Nah, I'll always criticize them for airing wrestling.
But, you're right Fletch, the goal of every station seems to be to be more generic.
TLC used to be The Learning Channel, they showed hour long documentaries like The Discovery Channel did. Now, they're TLC and I don't know what they're doing anymore.
It's like KFC. They used to be Kentucky Fried Chicken, but then 'fried' foods became evil, so they changed their name to play the marketing game.
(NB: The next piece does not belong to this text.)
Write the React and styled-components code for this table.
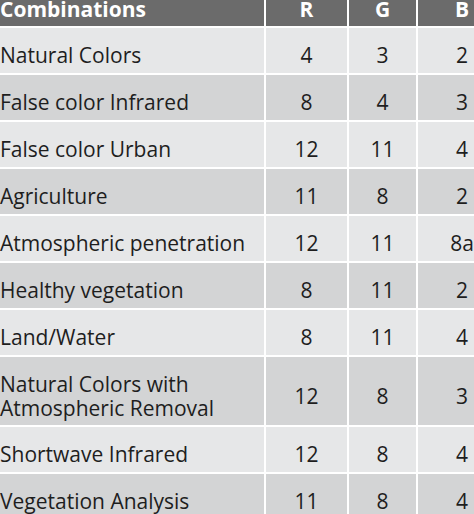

Does anyone believe that chicken from KFC is healthier than what they used to buy from Kentucky Fried Chicken though?
Actually, to be nit-picky, KFC changed their name because the state of Kentucky either copyrighted or trademarked their name, and in order to be "KENTUCKY" fried chicken, they'd have to pay royalties to the state.
Uh, but I'm totally a geek, and the concept of SYFY makes me want to mock.
If I ever watched this channel anymore I'd care. Remember, these were the dolts who started the "hey, let's put a little watermark identifying our channel in the corner" marketing that's everywhere now.
I'll take old re-runs of MST3k over their made for TV movies anyday.